Identifikasi Kesulitan Guru dalam Pembelajaran Matematika di SMPLB/B Oleh : Heri Retnawati, Edi Prajitno, Hermanto Abstrak Penelitian ini bertujuan untuk mengidentifikasikan kesulitan-kesulitan yang dialami guru dalam pembelajaran matematika di SMPLB tunarungu. Penelitian ini dilaksanakan di SLBN 4 Yogyakarta, SLBN 3 Yogyakarta, dan SLB Widya Dharma Sleman Yogyakarta. Penelitian dilakukan dengan metode observasi terhadap pembelajaran guru dan wawancara mendalam dengan guru dan kepala sekolah. Hasil penelitian menunjukkan bahwa kesulitan yang dialami guru matematika SMPLB/B meliputi ketersediaan bahan ajar, kurikulum, karakteristik unik siswa, sistem evaluasi, dan pengaruh lingkungan. Kata kunci: Kesulitan guru, pembelajaran matematika, siswa tunarungu
A. Pendahuluan Setiap warga negara berhak memperoleh pendidikan. Pendidikan dilaksanakan
agar
peserta
memperoleh
kesempatan
mengembangkan
potensinya. Dengan mengembangkan potensi yang dimilikinya, peserta didik dapat memiliki kesempatan untuk memiliki peran yang lebih besar di masyarakat. Demikian pula halnya dengan anak tunarungu. Seperti anak-anak normal yang lainnya, anak tunarungu memiliki kemampuan intelektual yang biasa. Kemampuan intelektual ini ada yang tinggi, sedang dan ada yang rendah. Kesulitan yang dialami anak tunarungu yakni memiliki keterbatasan kemampuan untuk mendengar, sering disertai dengan kesulitan artikulasi sehingga sulit untuk dapat berkomunikasi. Kesulitan ini dapat menyebabkan menurunnya kemampuan intelektual (Luterman, D.M., 2002) dan dapat menyebabkan ketertinggalan siswa tunarungu dari sisi akademis dibandingkan
dengan
siswa
lainnya
yang
normal.
Untuk
itu
perlu
dilaksanakannya upaya untuk tetap mengembangkan potensi dan kemampuan intelektual siswa tunarungu.

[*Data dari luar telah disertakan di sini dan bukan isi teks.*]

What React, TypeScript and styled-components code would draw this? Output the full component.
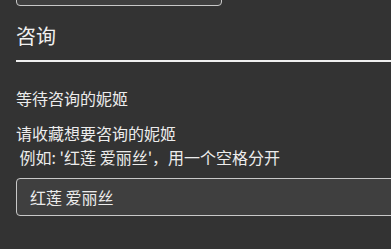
import React from "react";
import styled, { createGlobalStyle } from "styled-components";

const Global = createGlobalStyle`
  html, body {
    margin: 0;
    padding: 0;
    background: #333333;
    overflow: hidden;
  }
  body {
    font-family: "Noto Sans CJK SC", "Noto Sans", sans-serif;
    color: #e8e8e8;
  }
`;

const Page = styled.div`
  width: 420px;
  height: 249px;
  padding-left: 16px;
  box-sizing: border-box;
  display: flex;
  flex-direction: column;
`;

const TopField = styled.div`
  width: 206px;
  height: 38px;
  margin-top: -32px;
  box-sizing: border-box;
  border: 1px solid #c8c8c8;
  border-radius: 4px;
  background: #3f3f3f;
`;

const Heading = styled.h2`
  margin: 15px 0 0;
  padding-bottom: 9px;
  font-size: 20px;
  line-height: 30px;
  font-weight: 400;
  color: #f0f0f0;
  border-bottom: 2px solid #f0f0f0;
`;

const Label = styled.div<{ $gap: number }>`
  margin-top: ${(p) => p.$gap}px;
  font-size: 16px;
  line-height: 24px;
  color: #ececec;
  white-space: pre;
`;

const Field = styled.div`
  margin-top: 9px;
  height: 38px;
  box-sizing: border-box;
  border: 1px solid #c8c8c8;
  border-radius: 4px;
  background: #3f3f3f;
  padding: 0 13px;
  display: flex;
  align-items: center;
  font-size: 16px;
  color: #ececec;
`;

export default function App() {
  return (
    <>
      <Global />
      <Page>
        <TopField />
        <Heading>咨询</Heading>
        <Label $gap={24}>等待咨询的妮姬</Label>
        <Label $gap={11}>请收藏想要咨询的妮姬</Label>
        <Label $gap={0}>{" 例如: '红莲 爱丽丝'，用一个空格分开"}</Label>
        <Field>红莲 爱丽丝</Field>
      </Page>
    </>
  );
}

Pendidikan yang diselenggarakan untuk siswa tunarungu pada umumnya dan
pendidikan
matematika
pada
khususnya,
difokuskan
pada
upaya
merehabilitasi kemampuan mendengar, mengembangkan komunikasi dan
mengelola
pembelajaran
sesuai
dengan
karakteristik
anak
tunarungu.
Keberhasilan pembelajaran ini sangat dipengaruhi oleh berbagai variabel, diantranya adalah pemilihan bahan ajar. Jadi penggunaan bahan ajar yang memperhatikan karakteristik mata pelajaran dan karakteristik siswa memberikan sumbangan yang besar bagi keberhasilan proses pembelajaran. Dalam pendidikan inklusi, siswa tunarungu belajar bersama siswa lain. Terkait dengan hal ini, guru perlu memberikan perhatian kepada semua siswa, dan juga perlu memberikan perhatian yang cukup besar untuk anak berkebutuhan khusus yang ada di kelasnya. Untuk mempermudah proses pembelajaran ini, guru perlu menggunakan bahan ajar yang sesuai untuk anak tunarungu, untuk memudahkan siswa memperoleh pemahaman. Matematika merupakan konsep yang abstrak, dan bagi siswa normal saja materi ini dianggap sulit. Agar lebih mudah dipahami, penyajian materi matematika perlu dibuat sedemikian rupa, sehingga dapat digunakan untuk mengurangi keabstrakannya dalam proses penyajiannya. Konsep-konsep matematika perlu divisualkan dan perlu disajikan secara kongkret. Materi-materi ini perlu dituangkan ke dalam bahan ajar khusus untuk pembelajaran matematika bagi siswa tunarungu, sehingga memberikan fasilitas untuk mempelajari dan kemudian menguasai konsep matematika secara lebih baik. Terkait dengan hal tersebut, diperlukan suatu penelitian tentang identifikasi kesulitan guru dalam pembelajaran metematika terkait dengan tersedianya bahan ajar untuk pembelajaran matematika bagi siswa tunarungu. Artikel ini akan memaparkan penelitian tentang identifikasi kesulitan belajar matematika terkait dengan bahan ajar di sekolah luar biasa tunarungu (SLB/B).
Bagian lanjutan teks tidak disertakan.